Proceedings of nanoGe Spring Meeting 2022 (NSM22)
DOI: https://doi.org/10.29363/nanoge.nsm.2022.106
Publication date: 7th February 2022
During recent years, the picture of dynamic charge carrier screening in lead halide perovskites (LHPs) evolved to explain long carrier lifetimes and diffusion lengths, leading to the nowadays famous optoelectronic properties of this material class. However, the most important prerequisite for such anticipated structural screening, the direct observation of related lattice- or organic cation motion within the estimated polaron formation time (<1ps), remains elusive. By developing two-dimensional optical Kerr effect (2D-OKE) spectroscopy, we unveil that the ultrafast polarization response to near-bandgap excitation pulses is overwhelmed by the instantaneous electronic polarizability [1]. In this case, the nonlinear mixing of highly anisotropic and dispersive light propagations is responsible for oscillatory Kerr-type modulations at terahertz (THz) frequencies [1, 2]. Therefrom-arising 2D-OKE fingerprints can be harnessed to trace lattice anisotropy across non-trivial phase transitions or in multi-cation alloyed LHPs [3]. Despite this useful characterization of static lattice distortions, the dynamic lattice response seems elusive for the OKE with excitation pulses in the visible spectral range.

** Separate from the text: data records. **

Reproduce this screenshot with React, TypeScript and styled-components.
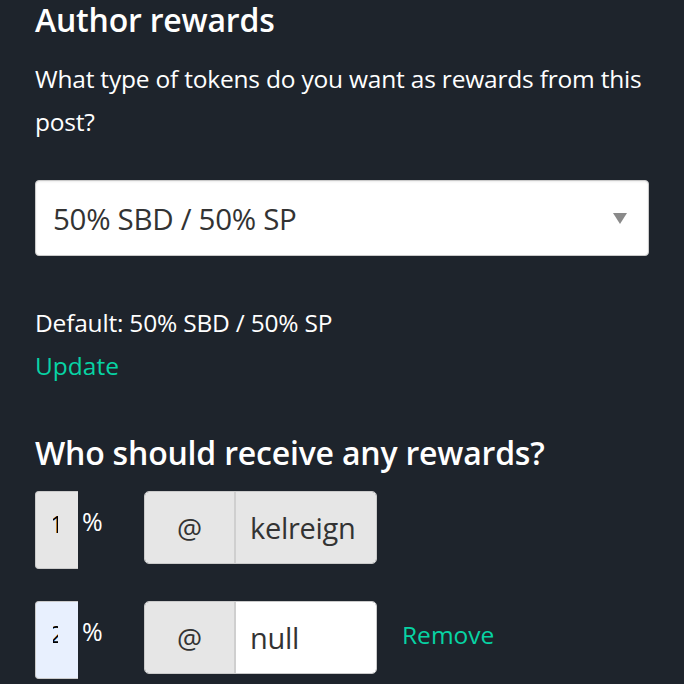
import styled, { createGlobalStyle } from 'styled-components';

const GlobalStyle = createGlobalStyle`
  html, body {
    margin: 0;
    padding: 0;
    background: #1e242c;
  }
  body {
    font-family: 'Open Sans', 'Noto Sans', sans-serif;
    color: #fff;
  }
`;

const Page = styled.div`
  width: 684px;
  height: 684px;
  overflow: hidden;
  padding: 0 35px;
  box-sizing: border-box;
`;

const Heading = styled.h3`
  margin: 0;
  font-size: 32px;
  font-weight: 600;
  line-height: 40px;
  letter-spacing: -0.2px;
`;

const Text = styled.p`
  margin: 0;
  font-size: 24.5px;
  line-height: 43px;
  letter-spacing: -0.2px;
`;

const Intro = styled(Text)`
  margin-top: 17px;
`;

const SelectBox = styled.div`
  display: flex;
  align-items: center;
  justify-content: space-between;
  height: 76px;
  box-sizing: border-box;
  margin: 37px 0 45px;
  padding: 0 21px 0 17px;
  background: #fff;
  border: 1px solid #cacaca;
  border-radius: 4px;
  box-shadow: inset 0 1px 2px rgba(0, 0, 0, 0.08);
  color: #333;
  font-size: 29.5px;
  letter-spacing: -0.3px;
`;

const Caret = styled.span`
  width: 0;
  height: 0;
  border-left: 7px solid transparent;
  border-right: 7px solid transparent;
  border-top: 11px solid #8a8a8a;
`;

const Link = styled.a`
  display: block;
  color: #07d3a4;
  font-size: 24.5px;
  line-height: 43px;
  cursor: pointer;
`;

const SectionHeading = styled(Heading)`
  margin-top: 46px;
`;

const BeneRow = styled.div<{ $first?: boolean }>`
  display: flex;
  align-items: flex-start;
  margin-top: ${(p) => (p.$first ? '18px' : '32px')};
`;

const PercentInput = styled.div<{ $autofill?: boolean }>`
  width: 43px;
  height: 78px;
  box-sizing: border-box;
  border: 1px solid #cacaca;
  border-right: none;
  border-radius: 4px 0 0 4px;
  background: ${(p) => (p.$autofill ? '#e8f0fe' : '#e6e6e6')};
  padding: 19px 0 0 17px;
`;

/* the number is scrolled out of the narrow field, only a sliver shows */
const DigitWindow = styled.span`
  display: block;
  width: 5px;
  height: 26px;
  overflow: hidden;
  color: #000;
  font-size: 24px;
  line-height: 26px;
  text-indent: -3px;
`;

const Pct = styled.span`
  width: 66px;
  box-sizing: border-box;
  padding: 13px 0 0 4px;
  font-size: 25px;
`;

const Group = styled.div`
  display: flex;
  width: 233px;
  height: 73px;
  box-sizing: border-box;
  border: 1px solid #cacaca;
  border-radius: 5px;
  overflow: hidden;
  font-size: 29px;
  letter-spacing: -0.3px;
`;

const Addon = styled.span`
  width: 91px;
  flex-shrink: 0;
  box-sizing: border-box;
  display: flex;
  align-items: center;
  justify-content: center;
  background: #e6e6e6;
  border-right: 2px solid #cfcfcf;
  color: #333;
  font-size: 28px;
`;

const Field = styled.span<{ $disabled?: boolean }>`
  flex: 1;
  display: flex;
  align-items: center;
  padding-left: 14px;
  background: ${(p) => (p.$disabled ? '#e6e6e6' : '#fff')};
  color: #333;
`;

const RemoveLink = styled(Link)`
  margin: 12px 0 0 25px;
`;

export default function App() {
  return (
    <>
      <GlobalStyle />
      <Page>
        <Heading>Author rewards</Heading>
        <Intro>What type of tokens do you want as rewards from this post?</Intro>
        <SelectBox>
          <span>50% SBD / 50% SP</span>
          <Caret />
        </SelectBox>
        <Text>Default: 50% SBD / 50% SP</Text>
        <Link>Update</Link>
        <SectionHeading>Who should receive any rewards?</SectionHeading>
        <BeneRow $first>
          <PercentInput>
            <DigitWindow>1</DigitWindow>
          </PercentInput>
          <Pct>%</Pct>
          <Group>
            <Addon>@</Addon>
            <Field $disabled>kelreign</Field>
          </Group>
        </BeneRow>
        <BeneRow>
          <PercentInput $autofill>
            <DigitWindow>2</DigitWindow>
          </PercentInput>
          <Pct>%</Pct>
          <Group>
            <Addon>@</Addon>
            <Field>null</Field>
          </Group>
          <RemoveLink>Remove</RemoveLink>
        </BeneRow>
      </Page>
    </>
  );
}
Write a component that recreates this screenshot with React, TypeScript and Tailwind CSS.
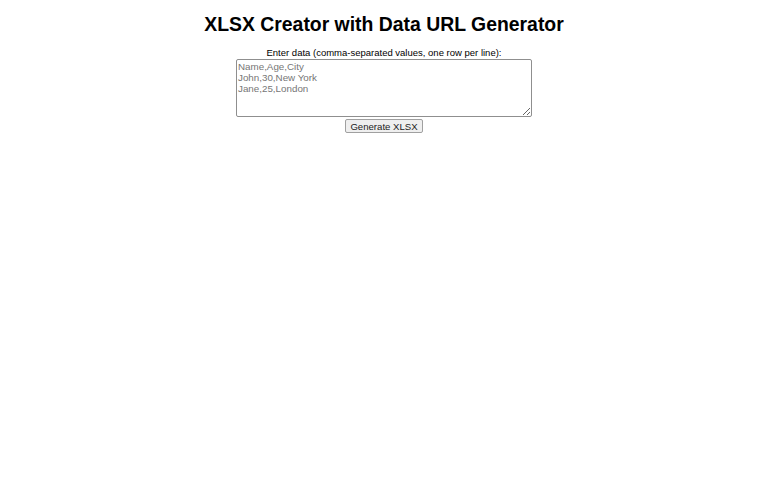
import { useState } from 'react'

export default function App() {
    const [data, setData] = useState<string>('')

    return (
        <div className="min-h-[480px] bg-white text-center text-black font-['Liberation_Sans',Arial,sans-serif]">
            <h1 className="pt-[12px] text-[19.4px] leading-[24px] font-bold">XLSX Creator with Data URL Generator</h1>

            <div className="mt-[11px] flex flex-col items-center">
                <label htmlFor="data" className="text-[9.5px] leading-[12px]">
                    Enter data (comma-separated values, one row per line):
                </label>
                <textarea
                    id="data"
                    value={data}
                    onChange={(e) => setData(e.target.value)}
                    placeholder={"Name,Age,City\nJohn,30,New York\nJane,25,London"}
                    className="w-[296px] h-[58px] border border-[#8f8f8f] rounded-[2px] px-[1px] pt-[1px] text-[9.8px] leading-[11px] placeholder:text-[#767676] resize"
                />
                <button className="mt-[2px] h-[14px] px-[4px] text-[9.6px] leading-[11px] text-[#222] bg-[#efefef] border border-[#a0a0a0] rounded-[2px]">
                    Generate XLSX
                </button>
            </div>
        </div>
    )
}
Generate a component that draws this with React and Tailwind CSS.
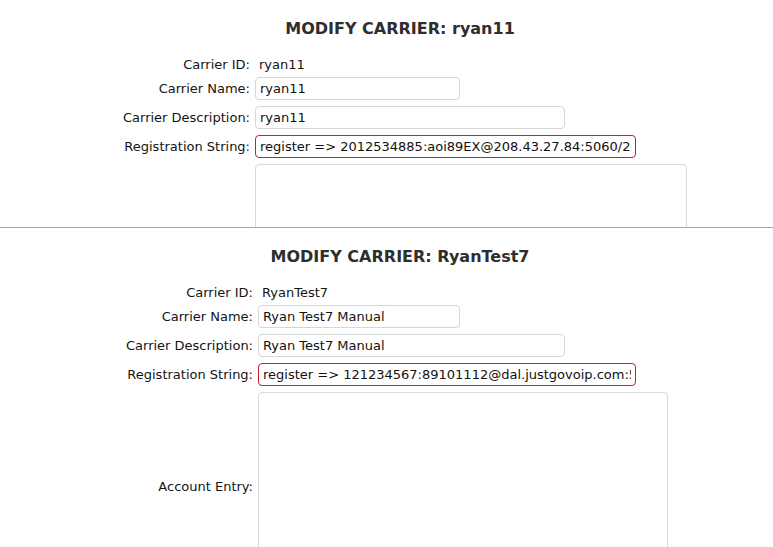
const panels = [
  {
    id: 'ryan11',
    name: 'ryan11',
    description: 'ryan11',
    registration: 'register => 2012534885:aoi89EX@208.43.27.84:5060/2012534885',
    labelWidth: 'w-[250px]',
    nameWidth: 'w-[205px]',
    descWidth: 'w-[310px]',
    regWidth: 'w-[381px]',
    areaWidth: 'w-[432px]',
    height: 'h-[227px]',
    // textarea runs past the crop, so its label is out of view
    showAccountLabel: false,
  },
  {
    id: 'RyanTest7',
    name: 'Ryan Test7 Manual',
    description: 'Ryan Test7 Manual',
    registration: 'register => 121234567:89101112@dal.justgovoip.com:5060/121234567',
    labelWidth: 'w-[253px]',
    nameWidth: 'w-[202px]',
    descWidth: 'w-[307px]',
    regWidth: 'w-[378px]',
    areaWidth: 'w-[410px]',
    height: 'h-[319px]',
    showAccountLabel: true,
  },
];

function Row({ label, labelWidth, children, className = '' }) {
  return (
    <div className={`flex items-center gap-[5px] ${className}`}>
      <div className={`${labelWidth} shrink-0 text-right`}>{label}</div>
      {children}
    </div>
  );
}

function TextInput({ value, width, invalid }) {
  return (
    <input
      readOnly
      value={value}
      className={`${width} h-[23px] rounded-[4px] border bg-white px-[4px] text-[13px] text-[#111] outline-none ${
        invalid ? 'border-[#cc1f26]' : 'border-[#d6d6d6]'
      }`}
    />
  );
}

function CarrierPanel({ p }) {
  return (
    <section className={`${p.height} overflow-hidden bg-white pt-[19px]`}>
      {/* Heading sits a little right of the page centre, as in the app */}
      <h2 className="pl-[27px] text-center text-[16px] leading-[20px] font-bold text-[#2e2e2e]">
        MODIFY CARRIER: {p.id}
      </h2>

      <div className="mt-[18px] flex flex-col text-[13px] text-[#141414]">
        <Row label="Carrier ID:" labelWidth={p.labelWidth} className="h-[16px]">
          <span className="pl-[4px]">{p.id}</span>
        </Row>
        <Row label="Carrier Name:" labelWidth={p.labelWidth} className="mt-[4px]">
          <TextInput value={p.name} width={p.nameWidth} />
        </Row>
        <Row label="Carrier Description:" labelWidth={p.labelWidth} className="mt-[6px]">
          <TextInput value={p.description} width={p.descWidth} />
        </Row>
        <Row label="Registration String:" labelWidth={p.labelWidth} className="mt-[6px]">
          <TextInput value={p.registration} width={p.regWidth} invalid />
        </Row>
        <Row
          label={p.showAccountLabel ? 'Account Entry:' : ''}
          labelWidth={p.labelWidth}
          className="mt-[6px]"
        >
          <textarea
            readOnly
            className={`${p.areaWidth} h-[190px] shrink-0 resize-none rounded-[4px] border border-[#d9d9d9] bg-white outline-none`}
          />
        </Row>
      </div>
    </section>
  );
}

export default function App() {
  return (
    <div className="h-[547px] w-[773px] overflow-hidden bg-white font-['DejaVu_Sans',sans-serif]">
      <CarrierPanel p={panels[0]} />
      <div className="h-px bg-[#a3abab]" />
      <CarrierPanel p={panels[1]} />
    </div>
  );
}
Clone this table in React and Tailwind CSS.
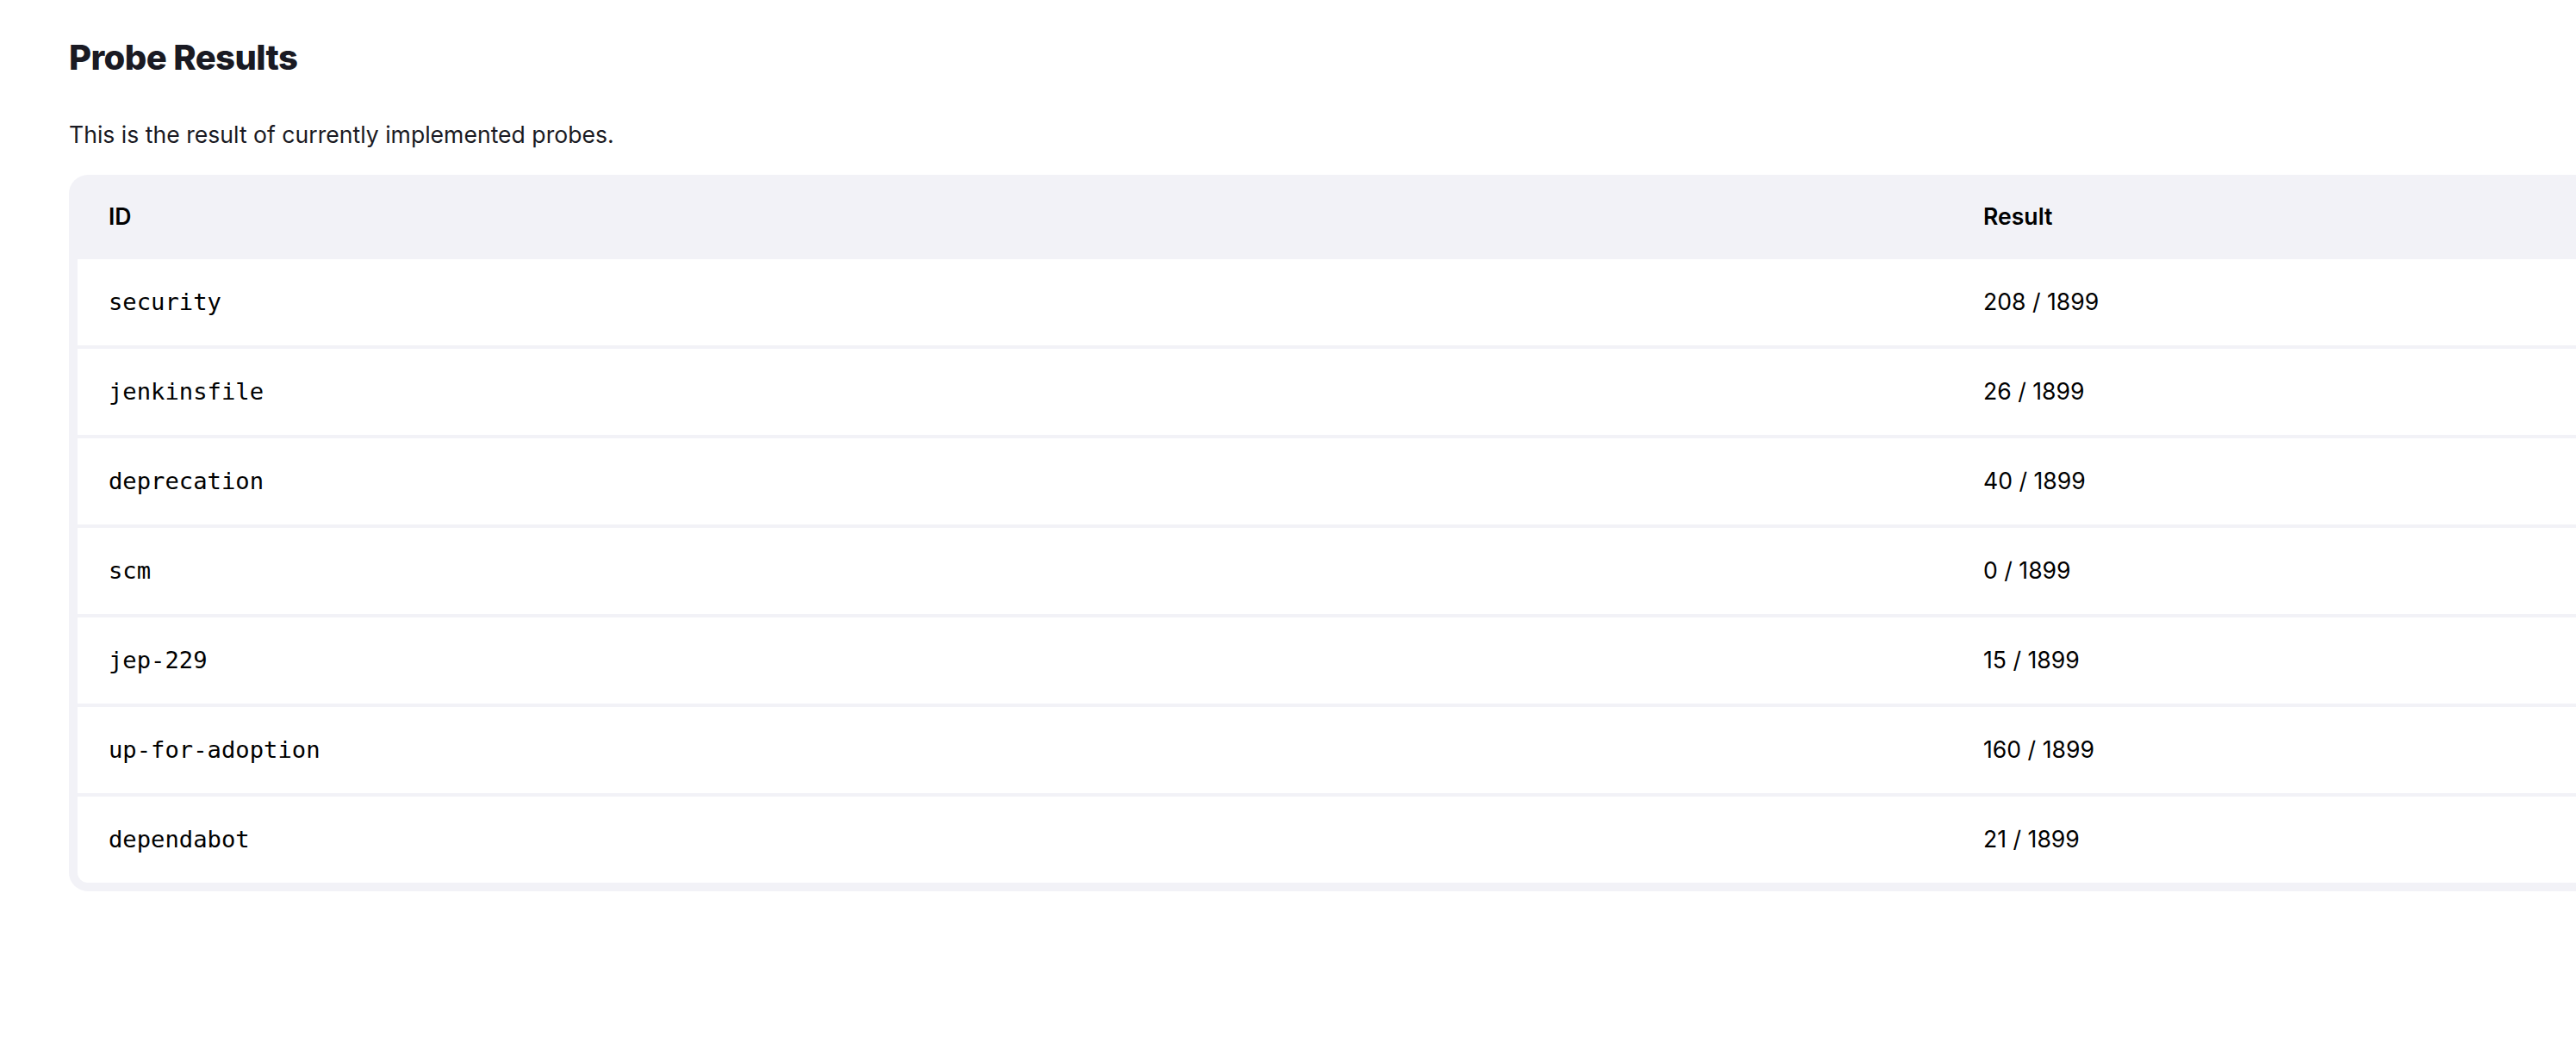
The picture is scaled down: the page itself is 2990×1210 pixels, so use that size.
import React from 'react';

const probes = [
  { id: 'security', result: '208 / 1899' },
  { id: 'jenkinsfile', result: '26 / 1899' },
  { id: 'deprecation', result: '40 / 1899' },
  { id: 'scm', result: '0 / 1899' },
  { id: 'jep-229', result: '15 / 1899' },
  { id: 'up-for-adoption', result: '160 / 1899' },
  { id: 'dependabot', result: '21 / 1899' },
];

const App = () => {
  return (
    <div className="w-screen min-h-screen overflow-hidden bg-white font-['Inter','Liberation_Sans',sans-serif]">
      <div className="pl-[80px] pt-[43px]">
        <h1 className="text-[40px] leading-[48px] font-extrabold text-[#1a1a23] tracking-[-0.015em]">
          Probe Results
        </h1>
        <p className="mt-[47px] text-[26.6px] leading-[36px] text-[#1a1a23]">
          This is the result of currently implemented probes.
        </p>

        <div className="mt-[29px] w-[4372px] rounded-[22px] bg-[#f2f2f7] px-[10px] pb-[10px]">
          <div className="grid grid-cols-[2176px_2176px] h-[98px] items-center text-[26.6px] font-semibold text-black">
            <div className="pl-[36px]">ID</div>
            <div className="pl-[36px]">Result</div>
          </div>

          <div className="flex flex-col gap-[3.8px] rounded-b-[12px] overflow-hidden">
            {probes.map((p) => (
              <div
                key={p.id}
                className="grid grid-cols-[2176px_2176px] h-[100.2px] items-center bg-white text-black"
              >
                <div className="pl-[36px] font-['DejaVu_Sans_Mono',monospace] text-[27.2px]">
                  {p.id}
                </div>
                <div className="pl-[36px] text-[26.6px]">{p.result}</div>
              </div>
            ))}
          </div>
        </div>
      </div>
    </div>
  );
};

export default App;
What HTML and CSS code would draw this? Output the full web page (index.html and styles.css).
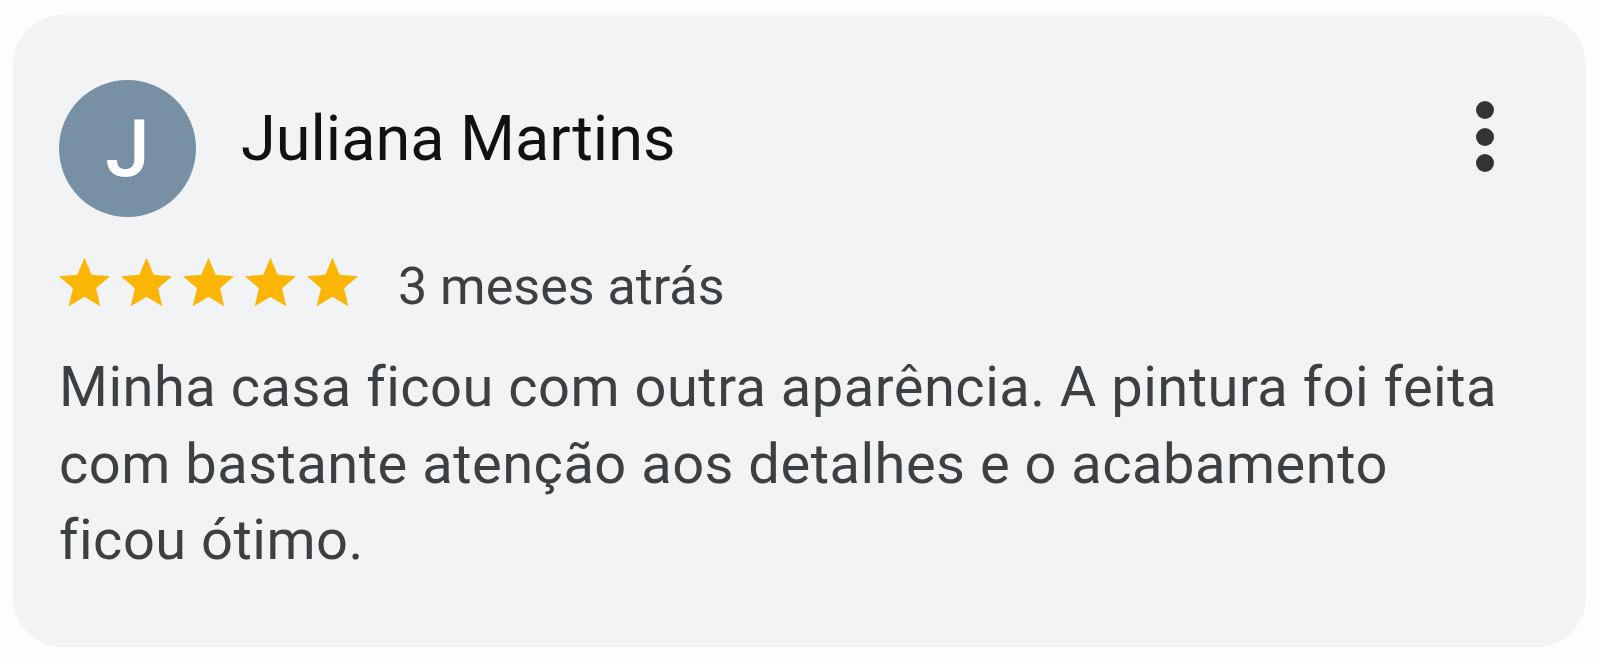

Ultimately, to study the ultrafast lattice response to a transient electric field, we move the excitation to the THz spectral region, resonant to the optical modes of the lead halide lattice, by employing intense phase-stable THz fields. Conceptually, this close to single-cycle electric field with a rise-time below 1 ps, can be seen as proxy for ultrafast electron-hole separation during optical excitation and consecutive thermalization. By probing the THz-induced Kerr effect (TKE), we observe a strong THz polarizability in both inorganic CsPbBr3 and in the hybrid MAPbBr3 materials. Also here, we show that it is crucial to account for dispersion and optical anisotropy in interpreting the transient responses via rigorous four-wave mixing simulations. Nevertheless, we finally observe a contribution from the lattice polarizability by witnessing the nonlinear excitation of coherent phonons, in full agreement with static Raman spectra. Moreover, we pinpoint a single phonon mode which dominates the lattice polarizability, providing another stepping stone towards a better understanding of how lattice dynamics enable charge carrier protection in this class of defect tolerant semiconductors.
References:
[1] S.F. Maehrlein et al., PNAS, 118,7, e2022268118 (2021)
[2] L. Huber et al., J. Chem. Phys., 154, 9, p. 094202 (2021)
[3] F. Wang et al., J. Phys. Chem. Lett., 12, 20, 5016–5022 (2021)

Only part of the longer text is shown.